▶ [WHAT THE TASK ASKS] Look through the material below for "component". Copy every line that contains it.
Begin RECORDS SHOWN
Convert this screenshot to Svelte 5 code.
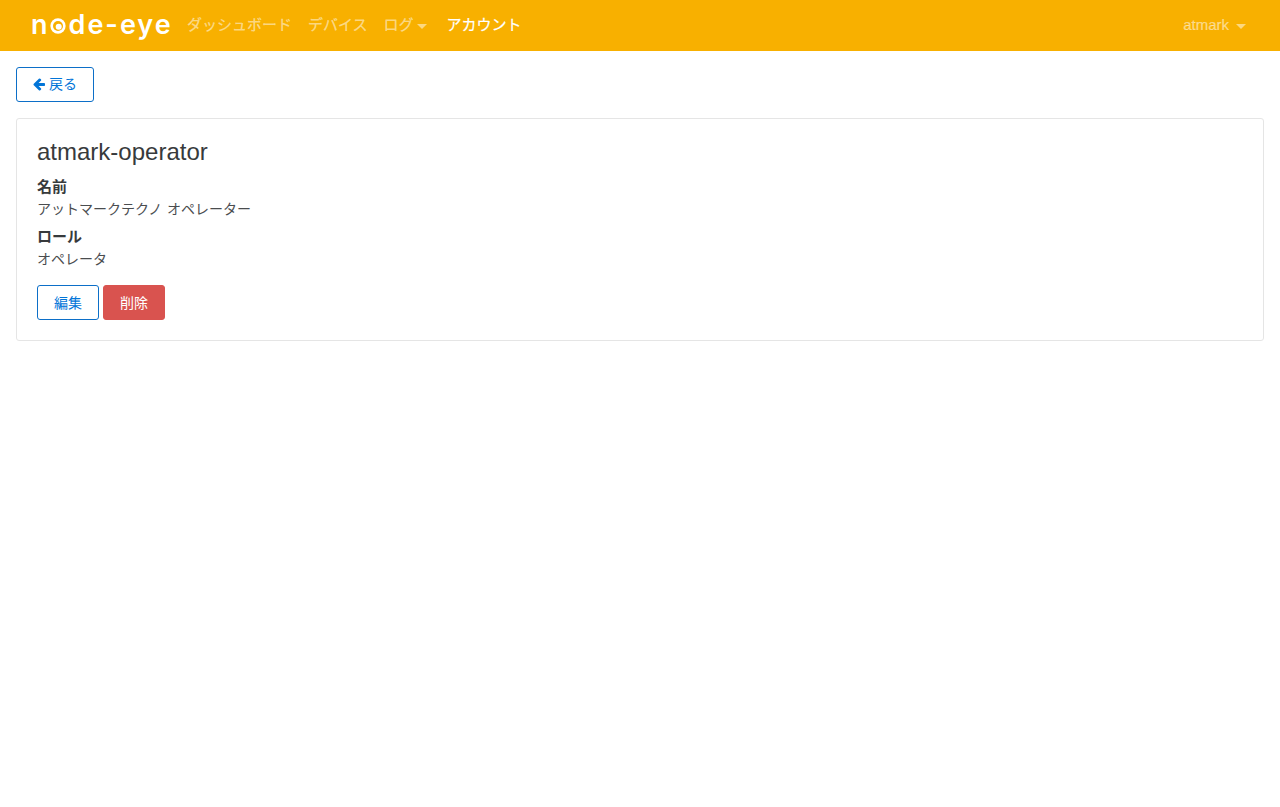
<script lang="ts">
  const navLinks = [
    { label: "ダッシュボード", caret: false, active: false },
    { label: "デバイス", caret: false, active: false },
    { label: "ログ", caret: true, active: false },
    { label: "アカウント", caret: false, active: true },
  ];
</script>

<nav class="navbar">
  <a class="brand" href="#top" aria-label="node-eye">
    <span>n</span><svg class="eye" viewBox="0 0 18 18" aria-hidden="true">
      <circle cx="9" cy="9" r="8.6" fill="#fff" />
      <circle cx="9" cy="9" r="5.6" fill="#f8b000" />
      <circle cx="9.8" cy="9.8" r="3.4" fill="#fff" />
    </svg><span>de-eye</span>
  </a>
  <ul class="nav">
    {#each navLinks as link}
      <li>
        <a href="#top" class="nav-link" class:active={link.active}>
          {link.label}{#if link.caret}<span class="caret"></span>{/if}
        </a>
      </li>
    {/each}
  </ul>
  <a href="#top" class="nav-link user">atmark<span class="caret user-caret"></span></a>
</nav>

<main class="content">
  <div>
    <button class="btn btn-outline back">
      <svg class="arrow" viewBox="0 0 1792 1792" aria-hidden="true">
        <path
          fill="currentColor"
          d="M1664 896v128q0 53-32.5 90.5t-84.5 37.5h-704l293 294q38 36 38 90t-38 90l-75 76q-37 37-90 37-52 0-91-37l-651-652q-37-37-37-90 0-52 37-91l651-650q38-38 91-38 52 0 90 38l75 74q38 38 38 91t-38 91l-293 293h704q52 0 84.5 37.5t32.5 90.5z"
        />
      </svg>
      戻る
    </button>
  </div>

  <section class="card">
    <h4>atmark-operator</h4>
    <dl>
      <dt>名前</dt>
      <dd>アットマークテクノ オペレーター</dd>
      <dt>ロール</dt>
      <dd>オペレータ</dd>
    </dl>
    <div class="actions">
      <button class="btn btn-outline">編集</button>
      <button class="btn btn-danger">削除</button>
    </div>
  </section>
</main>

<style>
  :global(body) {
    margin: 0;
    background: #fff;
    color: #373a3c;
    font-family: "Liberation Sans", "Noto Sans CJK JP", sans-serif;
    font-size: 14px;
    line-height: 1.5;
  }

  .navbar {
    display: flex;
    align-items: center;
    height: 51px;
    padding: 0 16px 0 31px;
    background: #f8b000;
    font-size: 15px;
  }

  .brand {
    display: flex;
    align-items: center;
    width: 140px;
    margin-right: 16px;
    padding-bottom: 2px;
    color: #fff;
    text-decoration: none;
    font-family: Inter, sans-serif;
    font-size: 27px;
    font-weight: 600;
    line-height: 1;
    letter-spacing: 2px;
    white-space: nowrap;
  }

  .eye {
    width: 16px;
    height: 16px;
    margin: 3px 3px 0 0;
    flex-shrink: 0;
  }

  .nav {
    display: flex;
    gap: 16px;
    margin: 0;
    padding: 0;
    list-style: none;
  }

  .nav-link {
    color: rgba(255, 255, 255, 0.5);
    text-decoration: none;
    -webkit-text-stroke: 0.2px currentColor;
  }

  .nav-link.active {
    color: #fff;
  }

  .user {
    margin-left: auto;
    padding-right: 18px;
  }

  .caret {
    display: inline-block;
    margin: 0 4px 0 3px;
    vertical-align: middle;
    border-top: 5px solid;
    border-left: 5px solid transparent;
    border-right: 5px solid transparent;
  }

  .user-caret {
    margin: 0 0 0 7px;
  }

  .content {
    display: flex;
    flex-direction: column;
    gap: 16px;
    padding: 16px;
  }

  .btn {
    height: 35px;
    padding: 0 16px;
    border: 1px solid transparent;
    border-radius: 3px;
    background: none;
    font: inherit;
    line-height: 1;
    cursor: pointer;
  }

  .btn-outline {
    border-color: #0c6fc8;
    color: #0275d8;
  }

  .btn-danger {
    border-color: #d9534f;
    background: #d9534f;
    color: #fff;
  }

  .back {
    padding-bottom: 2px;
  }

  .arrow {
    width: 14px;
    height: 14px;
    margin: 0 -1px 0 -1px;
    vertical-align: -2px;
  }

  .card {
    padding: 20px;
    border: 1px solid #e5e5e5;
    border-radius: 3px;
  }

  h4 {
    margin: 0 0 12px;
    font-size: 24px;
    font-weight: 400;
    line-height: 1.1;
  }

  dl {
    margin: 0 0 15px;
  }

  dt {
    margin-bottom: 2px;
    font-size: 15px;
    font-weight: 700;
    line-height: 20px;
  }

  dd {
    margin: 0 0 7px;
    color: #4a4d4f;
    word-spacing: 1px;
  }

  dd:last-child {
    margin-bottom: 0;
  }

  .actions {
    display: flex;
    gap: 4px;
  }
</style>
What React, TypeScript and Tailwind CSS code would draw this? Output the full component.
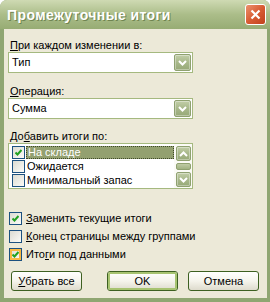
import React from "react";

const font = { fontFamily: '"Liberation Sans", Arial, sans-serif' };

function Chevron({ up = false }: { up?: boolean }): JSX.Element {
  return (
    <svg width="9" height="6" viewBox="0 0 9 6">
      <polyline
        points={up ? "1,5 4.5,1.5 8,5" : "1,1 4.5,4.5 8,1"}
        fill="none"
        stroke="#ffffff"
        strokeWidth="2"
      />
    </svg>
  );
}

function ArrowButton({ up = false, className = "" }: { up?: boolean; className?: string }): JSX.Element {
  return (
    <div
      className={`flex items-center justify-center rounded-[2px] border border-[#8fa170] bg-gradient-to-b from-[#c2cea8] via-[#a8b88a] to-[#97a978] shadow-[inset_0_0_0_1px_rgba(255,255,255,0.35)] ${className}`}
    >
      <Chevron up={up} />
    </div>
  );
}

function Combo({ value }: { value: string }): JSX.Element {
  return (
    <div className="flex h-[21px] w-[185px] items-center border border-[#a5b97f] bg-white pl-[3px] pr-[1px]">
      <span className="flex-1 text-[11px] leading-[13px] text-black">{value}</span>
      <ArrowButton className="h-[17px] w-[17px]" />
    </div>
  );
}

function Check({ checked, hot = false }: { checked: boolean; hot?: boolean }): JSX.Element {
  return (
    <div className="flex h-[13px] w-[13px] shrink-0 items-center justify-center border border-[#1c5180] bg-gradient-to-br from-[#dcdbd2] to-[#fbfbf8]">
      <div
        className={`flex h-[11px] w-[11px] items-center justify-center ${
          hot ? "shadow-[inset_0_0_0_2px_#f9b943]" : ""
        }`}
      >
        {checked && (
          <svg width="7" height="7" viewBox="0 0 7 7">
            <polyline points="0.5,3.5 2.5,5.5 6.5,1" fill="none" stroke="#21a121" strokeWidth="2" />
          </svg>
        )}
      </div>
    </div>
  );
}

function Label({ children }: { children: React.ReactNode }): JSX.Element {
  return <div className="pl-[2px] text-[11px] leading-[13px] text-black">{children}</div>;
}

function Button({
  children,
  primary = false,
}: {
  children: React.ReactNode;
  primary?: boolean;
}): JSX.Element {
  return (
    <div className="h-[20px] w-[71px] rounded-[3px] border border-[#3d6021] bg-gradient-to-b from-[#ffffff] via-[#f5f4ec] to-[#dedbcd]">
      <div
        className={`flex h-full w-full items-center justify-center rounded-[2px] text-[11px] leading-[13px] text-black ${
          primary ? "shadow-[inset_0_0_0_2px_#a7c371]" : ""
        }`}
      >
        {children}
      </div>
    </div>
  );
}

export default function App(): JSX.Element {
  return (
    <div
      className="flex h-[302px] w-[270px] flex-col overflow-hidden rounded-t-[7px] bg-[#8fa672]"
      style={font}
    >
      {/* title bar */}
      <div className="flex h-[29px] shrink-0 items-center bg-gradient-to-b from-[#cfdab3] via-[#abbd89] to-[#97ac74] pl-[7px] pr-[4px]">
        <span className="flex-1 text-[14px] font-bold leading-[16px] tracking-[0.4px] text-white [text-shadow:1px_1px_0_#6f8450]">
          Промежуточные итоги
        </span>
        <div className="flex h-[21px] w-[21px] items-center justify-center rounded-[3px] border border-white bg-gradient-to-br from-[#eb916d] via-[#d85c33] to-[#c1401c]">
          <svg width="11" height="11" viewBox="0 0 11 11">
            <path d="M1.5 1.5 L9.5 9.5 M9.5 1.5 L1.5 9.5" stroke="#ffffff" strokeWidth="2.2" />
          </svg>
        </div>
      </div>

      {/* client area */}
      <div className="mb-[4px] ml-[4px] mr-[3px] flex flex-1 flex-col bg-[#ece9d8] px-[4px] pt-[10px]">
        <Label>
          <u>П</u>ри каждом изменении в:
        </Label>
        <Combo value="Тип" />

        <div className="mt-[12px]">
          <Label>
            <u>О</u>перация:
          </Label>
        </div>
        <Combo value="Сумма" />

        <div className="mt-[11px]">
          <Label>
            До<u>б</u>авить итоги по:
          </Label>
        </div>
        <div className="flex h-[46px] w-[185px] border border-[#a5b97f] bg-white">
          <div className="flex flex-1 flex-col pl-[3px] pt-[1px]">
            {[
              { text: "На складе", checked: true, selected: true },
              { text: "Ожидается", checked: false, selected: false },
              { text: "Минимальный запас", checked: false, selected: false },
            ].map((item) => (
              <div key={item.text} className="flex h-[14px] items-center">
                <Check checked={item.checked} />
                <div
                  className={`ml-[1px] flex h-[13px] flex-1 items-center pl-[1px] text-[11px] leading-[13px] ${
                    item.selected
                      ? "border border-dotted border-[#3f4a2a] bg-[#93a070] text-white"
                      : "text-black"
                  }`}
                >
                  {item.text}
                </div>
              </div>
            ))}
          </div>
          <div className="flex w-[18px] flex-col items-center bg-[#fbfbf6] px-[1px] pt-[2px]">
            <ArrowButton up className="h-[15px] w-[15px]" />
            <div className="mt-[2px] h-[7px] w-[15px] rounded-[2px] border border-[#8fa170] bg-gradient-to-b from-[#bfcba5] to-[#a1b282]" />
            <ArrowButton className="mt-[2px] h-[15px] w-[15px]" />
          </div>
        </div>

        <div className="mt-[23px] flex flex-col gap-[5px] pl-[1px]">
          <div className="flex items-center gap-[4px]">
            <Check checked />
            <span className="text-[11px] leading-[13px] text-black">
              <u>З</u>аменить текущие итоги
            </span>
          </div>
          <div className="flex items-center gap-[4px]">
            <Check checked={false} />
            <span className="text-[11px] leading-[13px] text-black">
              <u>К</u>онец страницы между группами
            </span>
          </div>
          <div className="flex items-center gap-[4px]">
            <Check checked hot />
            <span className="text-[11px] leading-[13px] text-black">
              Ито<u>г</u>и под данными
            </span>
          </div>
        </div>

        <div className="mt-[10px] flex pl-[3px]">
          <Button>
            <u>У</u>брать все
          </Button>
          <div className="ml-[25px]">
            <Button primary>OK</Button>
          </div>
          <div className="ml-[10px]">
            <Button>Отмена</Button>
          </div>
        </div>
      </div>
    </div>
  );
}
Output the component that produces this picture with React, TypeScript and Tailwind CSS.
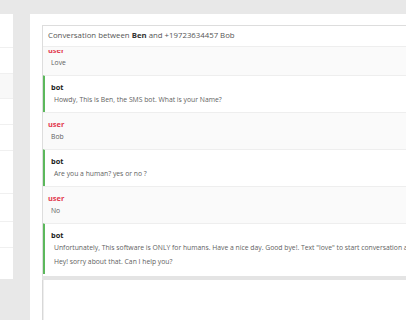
End RECORDS SHOWN
▶ [WRITTEN ANSWER]
What React, TypeScript and Tailwind CSS code would draw this? Output the full component.
Output the component that produces this picture with React, TypeScript and Tailwind CSS.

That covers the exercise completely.